Internet, I know you’re very upset with Microsoft at the moment. And you have every right to be. They’ve half-not-really-kind-of-explained their used games or 24-hour check-in policies for Xbox One. We don’t know the full details. Are there fees to activate a used game? Are you telling me the system has to check in every. 24. Hours? It’s infuriating.
But we do know two things that I think are important:
1) “Xbox One is designed to support the trade in and resale of games.” – Official statement, posted by Major Nelson
2) “with the disc, it’s just a repository for “the bits”.” – Phil Harrison’s interview w/Wired
At least, I think we can say these are things we know for sure. With how contradictory reports have been streaming out lately who knows. Just for a quick second, let’s look at potential positives for consumers through these two things.
The physical disc no longer matters, and that is awesome. A disc just installs the bits (as Phil Harrison said) on the HDD Microsoft already knows you have since it’s standard on the One. You never need it again. This didn’t happen in this generation and hasn’t happened with console/handheld games yet. If I have a physical copy of a game for 3DS, I can’t install it on the large SD card I have. If I have a PS3/Wii U game I can’t install it on the drive. If I have a 360 I had the option—but this didn’t provide many positives because if I wanted to play, the game disc needed to be in the drive for authentication. With the Xbox One a license key attached to my account does that. Having it on the drive and never needing the disc means I could be watching a TV show or movie on Netflix, get a game invite from a friend and be in that game in seconds without needing to get up and grab a disc. That is a huge benefit. But for it to work that authentication portion has to be via key, has to have a regular check-in and therefore has to “not work like it always has in the past.” I’m willing to make that sacrifice.

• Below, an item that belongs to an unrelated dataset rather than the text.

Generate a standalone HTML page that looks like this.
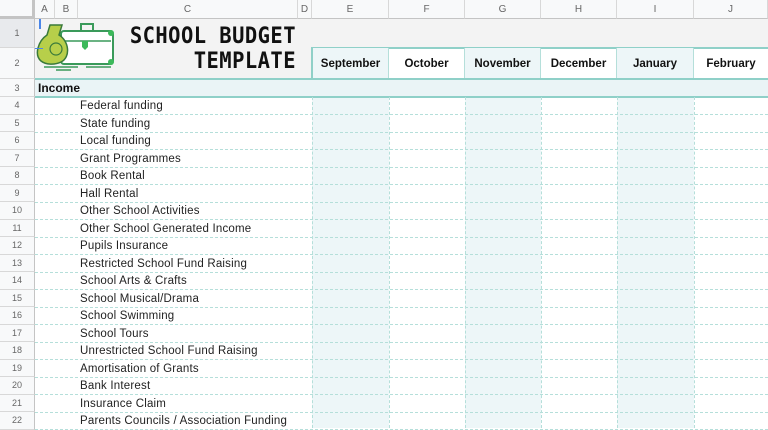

Going all-digital kinda sucked this generation, and it needs to be better. Towards the end of this generation Sony and Microsoft opened the door to full digital releases of retail games but the big compromise was paying full (or very near) retail price with no ability to trade or resell. That has been a bitter pill to swallow. It kept me from buying more games digitally except for the ones I already knew I wanted to keep. And even then, there’ve been a couple situations where I would’ve loved the option later on.

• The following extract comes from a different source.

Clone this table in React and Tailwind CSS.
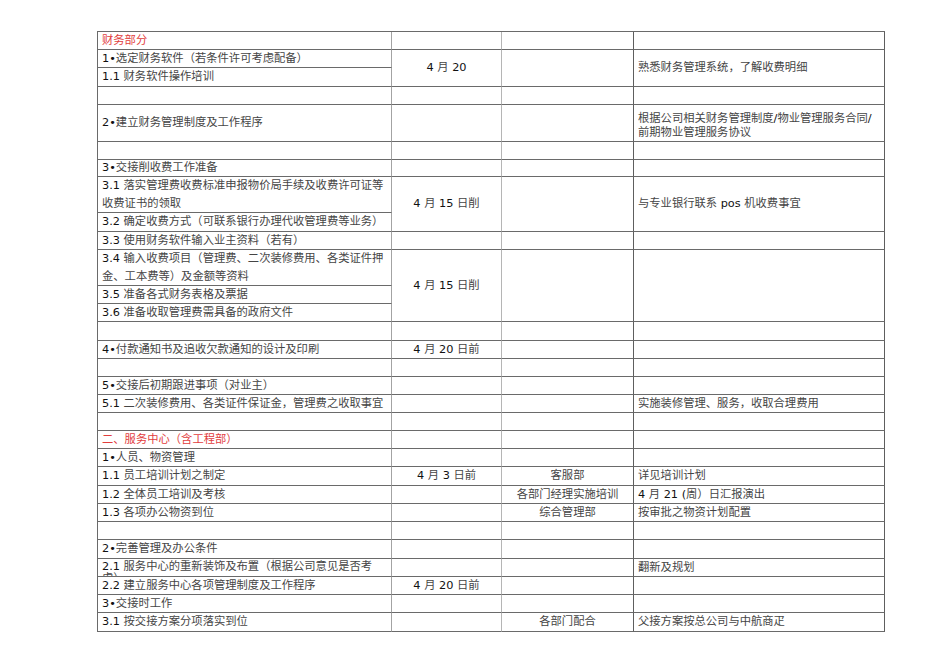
import React from "react";

const T = ({ s }) =>
  s.split(/([\x20-\x7E•]+)/).map((p, i) =>
    i % 2 ? (
      <span key={i} className="text-[#111]">
        {p}
      </span>
    ) : (
      <React.Fragment key={i}>{p}</React.Fragment>
    )
  );

const spanCls = { 1: "", 2: "row-span-2", 3: "row-span-3" };
const colCls = {
  1: "border-r border-r-[#a3a3a3] px-[4px] justify-start",
  2: "border-r border-r-[#b5b5b5] justify-center text-center",
  3: "border-r border-r-[#5e5e5e] justify-center text-center",
  4: "border-r border-r-[#5e5e5e] px-[4px] justify-start",
};

const E = { t: "" };
const rows = [
  [{ t: "财务部分", red: true }, E, E, E],
  [
    { t: "1•选定财务软件（若条件许可考虑配备）" },
    { t: "4 月 20", span: 2 },
    { t: "", span: 2 },
    { t: "熟悉财务管理系统，了解收费明细", span: 2 },
  ],
  [{ t: "1.1 财务软件操作培训" }, null, null, null],
  [E, E, E, E],
  [
    { t: "2•建立财务管理制度及工作程序" },
    E,
    E,
    { t: "根据公司相关财务管理制度/物业管理服务合同/前期物业管理服务协议", two: true },
  ],
  [E, E, E, E],
  [{ t: "3•交接削收费工作准备" }, E, E, E],
  [
    { t: "3.1 落实管理费收费标准申报物价局手续及收费许可证等收费证书的领取" },
    { t: "4 月 15 日削", span: 2 },
    { t: "", span: 2 },
    { t: "与专业银行联系 pos 机收费事宜", span: 2 },
  ],
  [{ t: "3.2 确定收费方式（可联系银行办理代收管理费等业务）" }, null, null, null],
  [{ t: "3.3 使用财务软件输入业主资料（若有）" }, E, E, E],
  [
    { t: "3.4 输入收费项目（管理费、二次装修费用、各类证件押金、工本费等）及金额等资料" },
    { t: "4 月 15 日削", span: 3 },
    { t: "", span: 3 },
    { t: "", span: 3 },
  ],
  [{ t: "3.5 准备各式财务表格及票据" }, null, null, null],
  [{ t: "3.6 准备收取管理费需具备的政府文件" }, null, null, null],
  [E, E, E, E],
  [{ t: "4•付款通知书及追收欠款通知的设计及印刷" }, { t: "4 月 20 日前" }, E, E],
  [E, E, E, E],
  [{ t: "5•交接后初期跟进事项（对业主）" }, E, E, E],
  [
    { t: "5.1 二次装修费用、各类证件保证金，管理费之收取事宜" },
    E,
    E,
    { t: "实施装修管理、服务，收取合理费用" },
  ],
  [E, E, E, E],
  [{ t: "二、服务中心（含工程部）", red: true }, E, E, E],
  [{ t: "1•人员、物资管理" }, E, E, E],
  [{ t: "1.1 员工培训计划之制定" }, { t: "4 月 3 日前" }, { t: "客服部" }, { t: "详见培训计划" }],
  [{ t: "1.2 全体员工培训及考核" }, E, { t: "各部门经理实施培训" }, { t: "4 月 21 (周）日汇报演出" }],
  [{ t: "1.3 各项办公物资到位" }, E, { t: "综合管理部" }, { t: "按审批之物资计划配置" }],
  [E, E, E, E],
  [{ t: "2•完善管理及办公条件" }, E, E, E],
  [
    { t: "2.1 服务中心的重新装饰及布置（根据公司意见是否考虑）", clip: true },
    E,
    E,
    { t: "翻新及规划" },
  ],
  [{ t: "2.2 建立服务中心各项管理制度及工作程序" }, { t: "4 月 20 日前" }, E, E],
  [{ t: "3•交接时工作" }, E, E, E],
  [{ t: "3.1 按交接方案分项落实到位" }, E, { t: "各部门配合" }, { t: "父接方案按总公司与中航商疋" }],
];

function Cell({ cell, col }) {
  const base =
    "flex border-b border-b-[#6a6a6a] overflow-hidden " +
    colCls[col] +
    " " +
    (spanCls[cell.span || 1] || "");
  if (cell.clip) {
    return (
      <div className={base + " items-start"}>
        <div className="pt-[2px] leading-[12px] text-[#454545]">
          <T s={cell.t} />
        </div>
      </div>
    );
  }
  return (
    <div className={base + (cell.two ? " items-start" : " items-center")}>
      <div
        className={
          (cell.red ? "text-[#e23d3d] " : "text-[#454545] ") +
          (cell.two ? "leading-[14px] pt-[7px]" : "leading-[18px]")
        }
      >
        {cell.red ? cell.t : <T s={cell.t} />}
      </div>
    </div>
  );
}

export default function App() {
  return (
    <div className="min-h-[672px] w-[950px] bg-white pt-[31px] pl-[97px] font-['DejaVu_Sans','Noto_Sans_CJK_SC',sans-serif] text-[11.3px]">
      <div className="grid w-[788px] grid-cols-[294px_110px_132px_251px] grid-rows-[18px_18px_19px_18px_37px_18px_17px_36px_19px_18px_36px_18px_18px_19px_18px_18px_18px_18px_18px_18px_18px_19px_18px_18px_18px_19px_18px_18px_18px_19px] border-t border-l border-[#6a6a6a]">
        {rows.map((r, ri) =>
          r.map((cell, ci) =>
            cell ? <Cell key={ri + "-" + ci} cell={cell} col={ci + 1} /> : null
          )
        )}
      </div>
    </div>
  );
}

With Xbox One that digital copy I have is basically just like a retail one except I don’t have a disc. I have a license. Why shouldn’t I be able to resell or trade-back that license just like the retail buyer can? If that’s digitally through the Xbox Live Marketplace or at GameStop or wherever else for credit on my account, then that barrier or concern I’d have about buying a $60 or $70 game digitally would be significantly reduced.

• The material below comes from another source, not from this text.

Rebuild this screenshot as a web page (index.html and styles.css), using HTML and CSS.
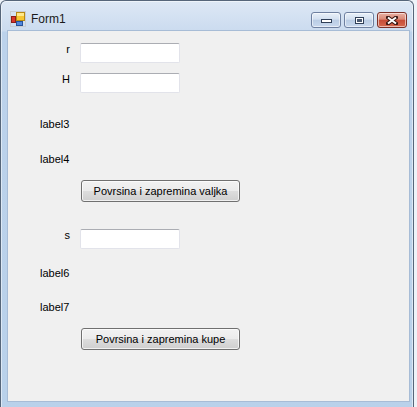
FILE: index.html
```html
<!DOCTYPE html>
<html lang="en">
<head>
    <meta charset="UTF-8">
    <title>Form1</title>
    <link rel="stylesheet" href="styles.css">
</head>
<body>
    <div class="window">
        <div class="titlebar">
            <svg class="app-icon" width="16" height="16" viewBox="0 0 16 16">
                <rect x="0.5" y="0.5" width="15" height="15" fill="none" stroke="#c8ccd2"/>
                <rect x="1.5" y="5.5" width="4" height="6" fill="#d8342a" stroke="#8c1e18"/>
                <rect x="6.5" y="1.5" width="8" height="8" fill="#f7c733" stroke="#b98a12"/>
                <rect x="7" y="2" width="7" height="3" fill="#ffe98a"/>
                <rect x="6.5" y="10.5" width="6" height="4" fill="#4f86dc" stroke="#27529a"/>
            </svg>
            <span class="title">Form1</span>
            <div class="caption-buttons">
                <div class="cap-btn"><span class="glyph-min"></span></div>
                <div class="cap-btn"><span class="glyph-max"></span></div>
                <div class="cap-btn close">
                    <svg width="12" height="9" viewBox="0 0 12 9">
                        <path d="M2 1.5 L10 7.5 M10 1.5 L2 7.5" stroke="#3b1712" stroke-width="4" stroke-linecap="square"/>
                        <path d="M2 1.5 L10 7.5 M10 1.5 L2 7.5" stroke="#ffffff" stroke-width="2"/>
                    </svg>
                </div>
            </div>
        </div>
        <div class="client">
            <div class="field-row first">
                <span class="field-label">r</span>
                <input type="text" class="textbox">
            </div>
            <div class="field-row gap-small">
                <span class="field-label">H</span>
                <input type="text" class="textbox">
            </div>
            <div class="label label3">label3</div>
            <div class="label label4">label4</div>
            <button class="btn btn-first">Povrsina i zapremina valjka</button>
            <div class="field-row s-row">
                <span class="field-label">s</span>
                <input type="text" class="textbox">
            </div>
            <div class="label label6">label6</div>
            <div class="label label7">label7</div>
            <button class="btn btn-second">Povrsina i zapremina kupe</button>
        </div>
    </div>
</body>
</html>
```

FILE: styles.css
```css
body {
    margin: 0;
    background-color: #eef3f9;
    font-family: 'Liberation Sans', Arial, sans-serif;
    overflow: hidden;
}
.window {
    box-sizing: border-box;
    width: 414px;
    height: 420px;
    padding: 0 4px 0 7px;
    border: 1px solid #56667a;
    border-bottom: none;
    border-radius: 6px 6px 0 0;
    background: linear-gradient(#dde8f5 0, #cbdbef 30px, #bcd2eb 31px, #b9d1ea 100%);
    box-shadow: inset 0 0 0 1px rgba(255,255,255,0.5);
}
.titlebar {
    display: flex;
    align-items: flex-start;
    height: 30px;
    box-sizing: border-box;
    padding: 10px 0 0 2px;
}
.app-icon {
    flex: none;
}
.title {
    margin-left: 5px;
    font-size: 12px;
    line-height: 16px;
    color: #1a1a1a;
}
.caption-buttons {
    display: flex;
    gap: 3px;
    margin-left: auto;
    margin-top: 1px;
    margin-right: 2px;
}
.cap-btn {
    box-sizing: border-box;
    width: 30px;
    height: 16px;
    border: 1px solid #6e80a0;
    border-radius: 3px;
    background: linear-gradient(#e9f0f9 0%, #d3e0f0 45%, #b9cce4 50%, #c9d9ee 100%);
    box-shadow: inset 0 0 0 1px rgba(255,255,255,0.55);
    display: flex;
    justify-content: center;
    align-items: flex-end;
}
.glyph-min {
    width: 9px;
    height: 2px;
    margin-bottom: 4px;
    background: #ffffff;
    border: 1px solid #2f3f57;
}
.glyph-max {
    box-sizing: border-box;
    width: 9px;
    height: 7px;
    margin-bottom: 3px;
    border: 1px solid #2f3f57;
    background: #ffffff;
    box-shadow: inset 0 0 0 1px #ffffff, inset 0 0 0 3px #4a5a72;
}
.cap-btn.close {
    border-color: #7c3027;
    background: linear-gradient(#eab1a4 0%, #d98876 45%, #c64b36 50%, #d6694f 100%);
    align-items: center;
}
.client {
    display: flex;
    flex-direction: column;
    align-items: flex-start;
    height: 370px;
    padding-left: 32px;
    background-color: #f0f0f0;
    box-shadow: 0 0 0 1px #a7bcd6;
    font-size: 11px;
    color: #000;
}
.field-row {
    display: flex;
    align-items: flex-start;
    margin-left: -32px;
}
.field-row.first {
    margin-top: 12px;
}
.field-row.gap-small {
    margin-top: 10px;
}
.field-row.s-row {
    margin-top: 27px;
}
.field-label {
    width: 62px;
    text-align: right;
    line-height: 13px;
}
.textbox {
    box-sizing: border-box;
    width: 100px;
    height: 20px;
    margin: 0 0 0 10px;
    padding: 0 3px;
    border: 1px solid #e2e3ea;
    border-top-color: #abadb3;
    border-radius: 2px;
    background: #ffffff;
    font-family: inherit;
    font-size: 11px;
}
.label {
    line-height: 13px;
}
.label3 {
    margin-top: 25px;
}
.label4 {
    margin-top: 22px;
}
.label6 {
    margin-top: 18px;
}
.label7 {
    margin-top: 21px;
}
.btn {
    box-sizing: border-box;
    width: 159px;
    height: 22px;
    margin: 14px 0 0 41px;
    padding: 0;
    border: 1px solid #707070;
    border-radius: 3px;
    background: linear-gradient(#f2f2f2 0%, #ebebeb 50%, #dddddd 51%, #cfcfcf 100%);
    box-shadow: inset 0 0 0 1px rgba(255,255,255,0.7);
    font-family: inherit;
    font-size: 11px;
    color: #000;
}
```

That kind of system opens plenty of complications and questions. And, yes, also likely needs those license check-ins to be functional and not “gamed” like game sharing and family plans were. Maybe Microsoft has tried to tackle that, maybe they haven’t and it’s just retail discs that’ll get the resale/trade-in benefit. As someone who wants to go all-digital next-gen, that’s not what I want to hear.
Where’s that leave game rentals? Lastly, something I’d love to see them address at E3 is game demos. If rentals are not going to be a thing because of license keys, then what alternative is going to be offered that would effectively replace it for consumers. There needs to be one. Timed full-game trials for Gold members? Online game rentals? Sony did full-game trials on PS3 though I’m not sure what sort of success they had with them since you couldn’t buy and continue playing right from the stop-point. A rental system might be an interesting idea as well, especially if I’d like to immediately rent a game I see a friend playing but I’m not sure I want to buy yet.
I want to think there are some positives to whatever system Microsoft has going that we haven’t considered because of their inability to just lay all the cards out on the table. Am I wrong? If they opened trades/resale to digital purchasers does that make you more open to the idea of a more Microsoft-mediated system?
UPDATE: One thing I just thought of – make it work like it does now discs and all unless you opt in to register the license key to your account. Then you get the installing and no disc swap, downloading at a friend’s just from your live profile (or allow them to purchase a license if you’d brought over your disc), and license check every 24 hours. And if they really want to get me to do it still allow me to sell or trade my license key later – but of course they’d have to check my licenses with a check-in every 24 hours, whatever. I think I would be OK with that. I don’t mind some restrictions that’d give me the experience I want in next-gen and let me re-sell or trade-in digital downloads which I cannot do this gen but would surely appreciate next-gen.